____ Data provided

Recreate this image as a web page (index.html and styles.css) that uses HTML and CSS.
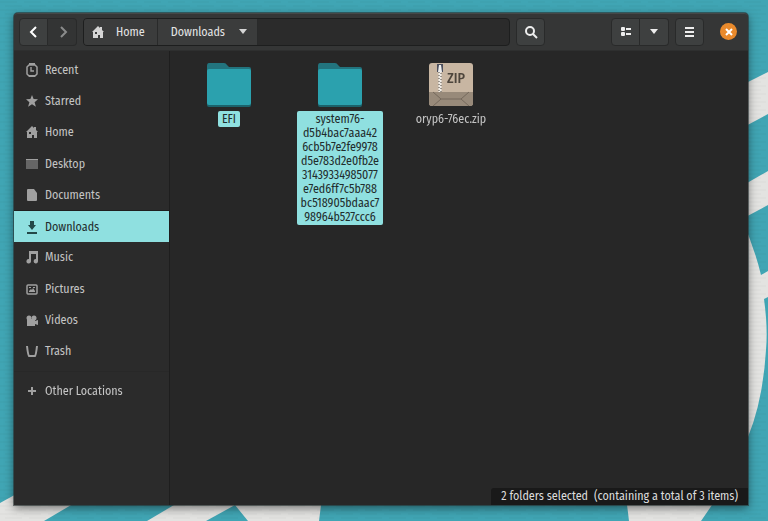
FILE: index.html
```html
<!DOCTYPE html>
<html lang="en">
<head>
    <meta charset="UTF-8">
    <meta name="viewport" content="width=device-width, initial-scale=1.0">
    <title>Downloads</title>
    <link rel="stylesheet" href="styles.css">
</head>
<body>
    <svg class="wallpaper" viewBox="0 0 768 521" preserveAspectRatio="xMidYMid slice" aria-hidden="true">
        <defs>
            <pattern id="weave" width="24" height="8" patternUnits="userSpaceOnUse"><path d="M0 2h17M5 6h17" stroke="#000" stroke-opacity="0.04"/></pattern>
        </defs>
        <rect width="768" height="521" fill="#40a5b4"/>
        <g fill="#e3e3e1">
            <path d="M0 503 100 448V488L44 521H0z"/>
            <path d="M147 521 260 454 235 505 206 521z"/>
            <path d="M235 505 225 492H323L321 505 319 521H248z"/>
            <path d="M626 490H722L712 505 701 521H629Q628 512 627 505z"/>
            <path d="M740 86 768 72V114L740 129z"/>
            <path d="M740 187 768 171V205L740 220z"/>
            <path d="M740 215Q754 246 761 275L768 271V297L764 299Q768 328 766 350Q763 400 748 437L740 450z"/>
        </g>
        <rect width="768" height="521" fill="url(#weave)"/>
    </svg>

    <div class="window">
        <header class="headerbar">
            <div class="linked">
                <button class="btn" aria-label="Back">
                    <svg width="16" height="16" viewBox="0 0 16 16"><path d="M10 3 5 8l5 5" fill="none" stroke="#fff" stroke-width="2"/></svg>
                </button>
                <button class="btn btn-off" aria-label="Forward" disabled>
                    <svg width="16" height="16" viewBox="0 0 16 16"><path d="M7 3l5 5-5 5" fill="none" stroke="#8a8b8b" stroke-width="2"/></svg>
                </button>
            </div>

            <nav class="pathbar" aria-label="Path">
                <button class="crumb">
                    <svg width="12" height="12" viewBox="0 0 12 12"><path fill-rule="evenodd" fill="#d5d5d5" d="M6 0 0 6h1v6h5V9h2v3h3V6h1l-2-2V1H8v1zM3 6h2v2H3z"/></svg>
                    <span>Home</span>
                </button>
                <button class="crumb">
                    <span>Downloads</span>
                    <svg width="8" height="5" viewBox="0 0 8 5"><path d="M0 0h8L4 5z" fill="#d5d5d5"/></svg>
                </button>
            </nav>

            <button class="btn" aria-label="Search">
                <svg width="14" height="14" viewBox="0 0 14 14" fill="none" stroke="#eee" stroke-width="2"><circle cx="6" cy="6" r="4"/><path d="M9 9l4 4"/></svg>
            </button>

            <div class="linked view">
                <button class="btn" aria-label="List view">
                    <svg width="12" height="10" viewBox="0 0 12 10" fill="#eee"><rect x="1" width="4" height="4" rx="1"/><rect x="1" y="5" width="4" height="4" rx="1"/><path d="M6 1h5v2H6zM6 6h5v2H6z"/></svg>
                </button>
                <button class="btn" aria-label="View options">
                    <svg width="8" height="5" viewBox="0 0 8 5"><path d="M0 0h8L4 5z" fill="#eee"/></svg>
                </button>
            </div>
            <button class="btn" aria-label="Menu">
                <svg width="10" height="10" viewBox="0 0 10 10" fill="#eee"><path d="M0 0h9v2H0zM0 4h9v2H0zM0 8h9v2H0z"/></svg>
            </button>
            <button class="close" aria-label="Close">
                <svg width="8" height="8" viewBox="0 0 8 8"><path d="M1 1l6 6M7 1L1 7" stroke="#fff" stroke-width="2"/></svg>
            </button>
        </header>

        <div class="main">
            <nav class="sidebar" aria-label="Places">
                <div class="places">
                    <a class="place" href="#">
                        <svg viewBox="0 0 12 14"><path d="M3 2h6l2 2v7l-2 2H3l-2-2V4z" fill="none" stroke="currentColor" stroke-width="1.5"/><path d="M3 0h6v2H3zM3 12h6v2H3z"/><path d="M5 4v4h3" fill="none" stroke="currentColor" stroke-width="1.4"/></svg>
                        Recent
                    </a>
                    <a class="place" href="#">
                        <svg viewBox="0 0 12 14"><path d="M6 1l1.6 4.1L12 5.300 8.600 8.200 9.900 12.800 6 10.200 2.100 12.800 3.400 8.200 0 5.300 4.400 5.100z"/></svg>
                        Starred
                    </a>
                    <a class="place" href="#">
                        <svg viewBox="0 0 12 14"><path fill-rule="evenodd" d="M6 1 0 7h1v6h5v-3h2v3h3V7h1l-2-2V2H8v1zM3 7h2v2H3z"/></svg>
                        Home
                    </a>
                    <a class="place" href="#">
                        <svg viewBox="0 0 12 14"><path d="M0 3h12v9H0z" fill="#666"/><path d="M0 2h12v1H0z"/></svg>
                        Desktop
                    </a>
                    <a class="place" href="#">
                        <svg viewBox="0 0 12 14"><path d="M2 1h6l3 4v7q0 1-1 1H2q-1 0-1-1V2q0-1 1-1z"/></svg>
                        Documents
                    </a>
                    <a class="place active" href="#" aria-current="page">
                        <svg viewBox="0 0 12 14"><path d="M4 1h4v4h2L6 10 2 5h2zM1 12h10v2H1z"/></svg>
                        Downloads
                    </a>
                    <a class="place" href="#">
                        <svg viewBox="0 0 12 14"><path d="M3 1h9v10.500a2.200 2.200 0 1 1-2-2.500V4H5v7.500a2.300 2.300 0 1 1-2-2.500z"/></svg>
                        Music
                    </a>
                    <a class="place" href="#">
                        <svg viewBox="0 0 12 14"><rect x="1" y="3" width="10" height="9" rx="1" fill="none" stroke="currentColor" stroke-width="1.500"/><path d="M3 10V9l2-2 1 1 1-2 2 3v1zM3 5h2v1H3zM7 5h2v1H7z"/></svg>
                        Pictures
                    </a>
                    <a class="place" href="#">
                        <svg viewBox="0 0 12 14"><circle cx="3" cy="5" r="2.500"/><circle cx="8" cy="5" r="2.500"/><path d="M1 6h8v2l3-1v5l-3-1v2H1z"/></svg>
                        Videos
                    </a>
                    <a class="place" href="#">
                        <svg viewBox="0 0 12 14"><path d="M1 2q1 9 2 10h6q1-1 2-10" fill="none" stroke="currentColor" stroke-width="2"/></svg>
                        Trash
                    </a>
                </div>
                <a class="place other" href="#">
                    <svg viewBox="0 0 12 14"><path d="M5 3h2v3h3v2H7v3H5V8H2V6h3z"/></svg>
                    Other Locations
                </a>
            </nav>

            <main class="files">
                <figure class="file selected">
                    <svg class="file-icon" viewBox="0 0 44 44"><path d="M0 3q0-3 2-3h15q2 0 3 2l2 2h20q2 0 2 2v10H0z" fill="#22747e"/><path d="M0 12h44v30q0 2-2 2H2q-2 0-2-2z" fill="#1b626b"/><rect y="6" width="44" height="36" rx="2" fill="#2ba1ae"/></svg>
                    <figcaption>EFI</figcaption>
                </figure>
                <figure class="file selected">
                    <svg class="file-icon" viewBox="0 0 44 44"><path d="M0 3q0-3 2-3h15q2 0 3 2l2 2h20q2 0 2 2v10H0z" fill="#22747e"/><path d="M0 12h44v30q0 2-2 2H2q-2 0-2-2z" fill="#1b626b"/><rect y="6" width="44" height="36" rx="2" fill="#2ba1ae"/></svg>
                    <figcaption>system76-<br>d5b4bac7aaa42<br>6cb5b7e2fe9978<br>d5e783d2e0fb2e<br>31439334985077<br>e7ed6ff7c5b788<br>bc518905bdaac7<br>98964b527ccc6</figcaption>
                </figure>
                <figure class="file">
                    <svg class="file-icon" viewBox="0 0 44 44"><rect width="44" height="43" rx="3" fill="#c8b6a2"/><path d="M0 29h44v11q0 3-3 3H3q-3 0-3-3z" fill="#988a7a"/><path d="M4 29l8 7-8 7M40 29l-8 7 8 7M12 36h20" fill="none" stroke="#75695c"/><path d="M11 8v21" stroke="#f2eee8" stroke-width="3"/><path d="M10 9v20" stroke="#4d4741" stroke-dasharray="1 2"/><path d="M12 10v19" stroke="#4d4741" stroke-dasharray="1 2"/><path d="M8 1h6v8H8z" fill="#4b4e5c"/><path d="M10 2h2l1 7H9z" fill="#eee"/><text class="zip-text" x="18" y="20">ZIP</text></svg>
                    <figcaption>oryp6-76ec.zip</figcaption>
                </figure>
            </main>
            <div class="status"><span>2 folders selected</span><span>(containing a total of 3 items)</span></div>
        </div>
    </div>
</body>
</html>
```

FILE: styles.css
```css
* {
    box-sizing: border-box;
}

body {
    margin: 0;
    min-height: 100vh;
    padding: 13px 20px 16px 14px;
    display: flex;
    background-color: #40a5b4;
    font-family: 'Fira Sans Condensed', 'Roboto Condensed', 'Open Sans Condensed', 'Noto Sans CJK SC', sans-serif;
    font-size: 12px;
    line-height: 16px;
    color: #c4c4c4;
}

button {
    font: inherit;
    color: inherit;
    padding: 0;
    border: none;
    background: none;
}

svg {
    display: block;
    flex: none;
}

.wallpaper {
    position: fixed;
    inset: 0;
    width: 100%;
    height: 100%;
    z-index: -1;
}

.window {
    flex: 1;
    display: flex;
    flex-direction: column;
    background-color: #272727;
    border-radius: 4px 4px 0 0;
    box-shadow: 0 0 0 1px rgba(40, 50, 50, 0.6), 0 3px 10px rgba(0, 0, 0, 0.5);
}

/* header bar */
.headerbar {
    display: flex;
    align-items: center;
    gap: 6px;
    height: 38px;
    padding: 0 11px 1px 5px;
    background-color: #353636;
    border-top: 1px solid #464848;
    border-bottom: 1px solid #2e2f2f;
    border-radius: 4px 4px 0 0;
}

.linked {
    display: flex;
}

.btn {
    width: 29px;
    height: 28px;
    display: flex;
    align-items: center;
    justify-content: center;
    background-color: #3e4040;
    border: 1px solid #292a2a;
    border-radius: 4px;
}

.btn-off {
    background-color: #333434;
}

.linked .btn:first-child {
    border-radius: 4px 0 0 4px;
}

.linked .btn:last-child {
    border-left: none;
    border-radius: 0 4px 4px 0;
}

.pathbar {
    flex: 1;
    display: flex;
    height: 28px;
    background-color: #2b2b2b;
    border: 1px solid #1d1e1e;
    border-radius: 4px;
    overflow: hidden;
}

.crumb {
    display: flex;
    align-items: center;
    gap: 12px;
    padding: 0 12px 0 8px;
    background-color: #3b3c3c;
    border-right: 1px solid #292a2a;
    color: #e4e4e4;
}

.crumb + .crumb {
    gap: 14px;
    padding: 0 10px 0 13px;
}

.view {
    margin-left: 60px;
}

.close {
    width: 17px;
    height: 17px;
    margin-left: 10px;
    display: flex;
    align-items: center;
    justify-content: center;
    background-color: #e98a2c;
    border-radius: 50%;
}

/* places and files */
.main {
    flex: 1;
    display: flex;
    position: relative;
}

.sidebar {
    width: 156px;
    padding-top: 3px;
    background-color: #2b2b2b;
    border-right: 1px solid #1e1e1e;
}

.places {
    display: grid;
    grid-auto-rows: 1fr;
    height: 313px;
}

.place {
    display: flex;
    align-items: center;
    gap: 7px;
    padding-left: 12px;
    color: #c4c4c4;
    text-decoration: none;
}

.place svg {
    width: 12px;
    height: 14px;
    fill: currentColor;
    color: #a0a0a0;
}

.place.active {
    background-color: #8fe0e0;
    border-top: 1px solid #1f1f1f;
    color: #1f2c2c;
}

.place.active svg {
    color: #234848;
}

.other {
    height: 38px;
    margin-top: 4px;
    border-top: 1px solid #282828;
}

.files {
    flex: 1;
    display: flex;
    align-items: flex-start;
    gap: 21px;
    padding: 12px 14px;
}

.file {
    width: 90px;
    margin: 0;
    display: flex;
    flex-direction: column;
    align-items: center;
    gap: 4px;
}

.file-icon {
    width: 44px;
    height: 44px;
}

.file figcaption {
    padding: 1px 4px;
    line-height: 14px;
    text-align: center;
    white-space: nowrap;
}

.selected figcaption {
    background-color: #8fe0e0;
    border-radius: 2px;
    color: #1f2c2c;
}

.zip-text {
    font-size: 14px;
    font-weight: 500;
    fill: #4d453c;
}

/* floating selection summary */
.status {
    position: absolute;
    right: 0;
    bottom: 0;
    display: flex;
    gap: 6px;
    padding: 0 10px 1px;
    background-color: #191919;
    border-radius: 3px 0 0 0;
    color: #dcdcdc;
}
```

________

• **Your goal**
Scan the listing above for the word "page" and show each line where it is found.

• **Worked answer**
Recreate this image as a web page (index.html and styles.css) that uses HTML and CSS.
                    <a class="place active" href="#" aria-current="page">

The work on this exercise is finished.